WHAT IS EXPECTED:
Locate all lines with the word "this" and copy them out.

MATERIAL SUPPLIED:
>> Start
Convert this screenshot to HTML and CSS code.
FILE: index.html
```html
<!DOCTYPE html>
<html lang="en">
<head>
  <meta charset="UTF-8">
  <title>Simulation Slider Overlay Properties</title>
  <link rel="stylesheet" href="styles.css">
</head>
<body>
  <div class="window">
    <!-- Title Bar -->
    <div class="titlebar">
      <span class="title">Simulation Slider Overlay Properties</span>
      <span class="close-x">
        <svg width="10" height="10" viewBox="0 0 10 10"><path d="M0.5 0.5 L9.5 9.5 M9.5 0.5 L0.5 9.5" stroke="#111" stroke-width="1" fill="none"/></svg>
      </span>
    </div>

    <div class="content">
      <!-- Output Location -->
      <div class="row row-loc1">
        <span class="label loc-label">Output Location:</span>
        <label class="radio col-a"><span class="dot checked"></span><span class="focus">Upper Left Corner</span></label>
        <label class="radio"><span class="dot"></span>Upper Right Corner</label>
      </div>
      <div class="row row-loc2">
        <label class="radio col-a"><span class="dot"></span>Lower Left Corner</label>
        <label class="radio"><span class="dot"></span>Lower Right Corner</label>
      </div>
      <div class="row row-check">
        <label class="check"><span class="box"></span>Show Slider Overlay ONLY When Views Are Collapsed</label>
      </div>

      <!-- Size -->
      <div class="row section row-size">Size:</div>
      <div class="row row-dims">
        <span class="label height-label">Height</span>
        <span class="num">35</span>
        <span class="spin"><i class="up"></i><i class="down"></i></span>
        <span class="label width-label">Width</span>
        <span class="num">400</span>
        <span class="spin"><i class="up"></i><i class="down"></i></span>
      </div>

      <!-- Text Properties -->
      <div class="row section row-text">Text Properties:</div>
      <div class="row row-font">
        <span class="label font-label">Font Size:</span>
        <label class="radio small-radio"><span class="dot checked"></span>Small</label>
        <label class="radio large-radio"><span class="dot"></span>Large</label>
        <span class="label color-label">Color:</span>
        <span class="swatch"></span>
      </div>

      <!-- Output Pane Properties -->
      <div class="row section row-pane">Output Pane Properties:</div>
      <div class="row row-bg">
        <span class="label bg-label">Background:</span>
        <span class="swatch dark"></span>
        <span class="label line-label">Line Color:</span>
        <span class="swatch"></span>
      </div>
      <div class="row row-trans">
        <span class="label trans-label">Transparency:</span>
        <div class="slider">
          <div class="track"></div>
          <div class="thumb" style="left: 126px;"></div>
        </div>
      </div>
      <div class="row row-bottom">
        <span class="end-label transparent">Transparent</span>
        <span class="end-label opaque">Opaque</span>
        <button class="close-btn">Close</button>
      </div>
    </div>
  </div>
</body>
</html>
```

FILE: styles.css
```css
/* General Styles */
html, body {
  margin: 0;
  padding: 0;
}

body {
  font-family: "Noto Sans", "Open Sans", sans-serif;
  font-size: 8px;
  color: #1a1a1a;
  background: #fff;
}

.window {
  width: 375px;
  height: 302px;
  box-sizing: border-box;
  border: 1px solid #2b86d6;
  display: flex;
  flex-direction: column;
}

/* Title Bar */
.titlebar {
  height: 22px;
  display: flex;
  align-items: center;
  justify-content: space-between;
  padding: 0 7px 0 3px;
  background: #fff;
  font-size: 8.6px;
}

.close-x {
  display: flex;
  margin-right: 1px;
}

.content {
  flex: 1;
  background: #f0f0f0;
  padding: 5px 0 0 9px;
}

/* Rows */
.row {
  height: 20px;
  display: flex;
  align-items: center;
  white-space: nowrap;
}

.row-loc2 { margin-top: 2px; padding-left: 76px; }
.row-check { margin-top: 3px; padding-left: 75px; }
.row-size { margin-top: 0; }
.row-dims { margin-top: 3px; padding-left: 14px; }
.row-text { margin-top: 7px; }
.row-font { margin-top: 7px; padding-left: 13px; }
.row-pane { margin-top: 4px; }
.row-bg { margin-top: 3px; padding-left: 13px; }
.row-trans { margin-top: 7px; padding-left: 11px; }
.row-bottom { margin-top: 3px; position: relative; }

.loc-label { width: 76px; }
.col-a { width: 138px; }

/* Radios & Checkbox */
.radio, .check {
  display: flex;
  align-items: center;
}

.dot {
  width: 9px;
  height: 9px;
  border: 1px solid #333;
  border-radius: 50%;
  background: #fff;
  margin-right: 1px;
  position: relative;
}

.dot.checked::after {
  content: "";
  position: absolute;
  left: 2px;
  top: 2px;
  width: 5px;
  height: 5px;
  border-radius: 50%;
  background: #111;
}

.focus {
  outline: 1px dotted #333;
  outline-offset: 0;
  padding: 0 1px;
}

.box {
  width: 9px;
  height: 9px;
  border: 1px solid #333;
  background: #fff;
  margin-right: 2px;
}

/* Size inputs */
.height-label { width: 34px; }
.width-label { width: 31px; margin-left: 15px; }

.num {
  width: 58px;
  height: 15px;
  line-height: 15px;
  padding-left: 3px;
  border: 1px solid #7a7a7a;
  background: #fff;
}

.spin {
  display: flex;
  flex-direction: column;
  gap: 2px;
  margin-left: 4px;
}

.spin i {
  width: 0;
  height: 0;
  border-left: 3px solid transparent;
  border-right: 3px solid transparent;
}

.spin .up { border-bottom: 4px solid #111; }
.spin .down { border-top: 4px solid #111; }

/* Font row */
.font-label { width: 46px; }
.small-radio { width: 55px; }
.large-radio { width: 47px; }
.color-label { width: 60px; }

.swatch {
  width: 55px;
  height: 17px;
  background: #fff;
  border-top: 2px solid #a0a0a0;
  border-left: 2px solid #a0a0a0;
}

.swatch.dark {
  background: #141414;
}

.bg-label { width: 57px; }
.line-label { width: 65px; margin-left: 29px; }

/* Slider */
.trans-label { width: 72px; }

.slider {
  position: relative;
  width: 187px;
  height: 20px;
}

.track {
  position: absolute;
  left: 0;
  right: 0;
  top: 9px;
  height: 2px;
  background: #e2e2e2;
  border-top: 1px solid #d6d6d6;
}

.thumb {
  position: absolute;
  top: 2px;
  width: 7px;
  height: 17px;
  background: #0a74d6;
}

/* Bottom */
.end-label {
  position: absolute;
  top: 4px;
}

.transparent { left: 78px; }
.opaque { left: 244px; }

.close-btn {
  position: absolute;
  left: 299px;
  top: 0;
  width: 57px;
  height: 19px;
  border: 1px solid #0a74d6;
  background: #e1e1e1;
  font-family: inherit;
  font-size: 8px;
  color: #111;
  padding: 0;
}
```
>> End
>> Start
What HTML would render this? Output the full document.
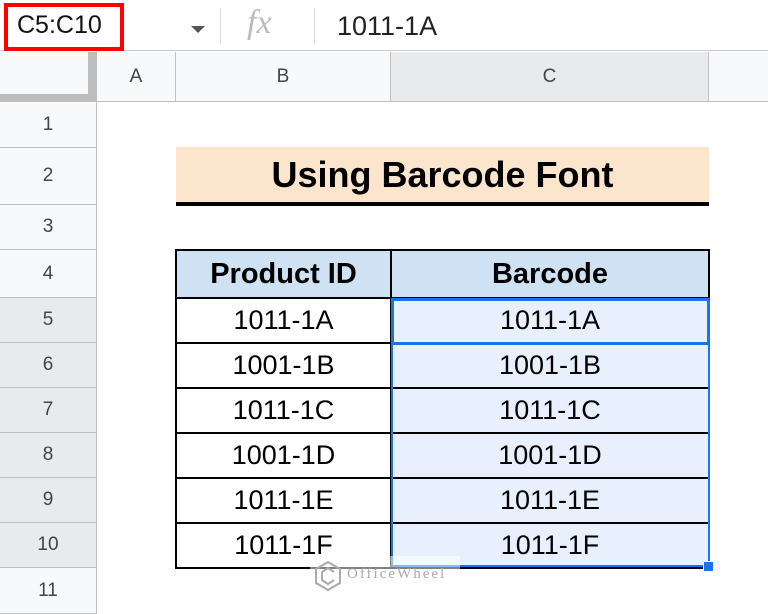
>> End
RESPONSE TO THE TASK:
Convert this screenshot to HTML and CSS code.
What HTML would render this? Output the full document.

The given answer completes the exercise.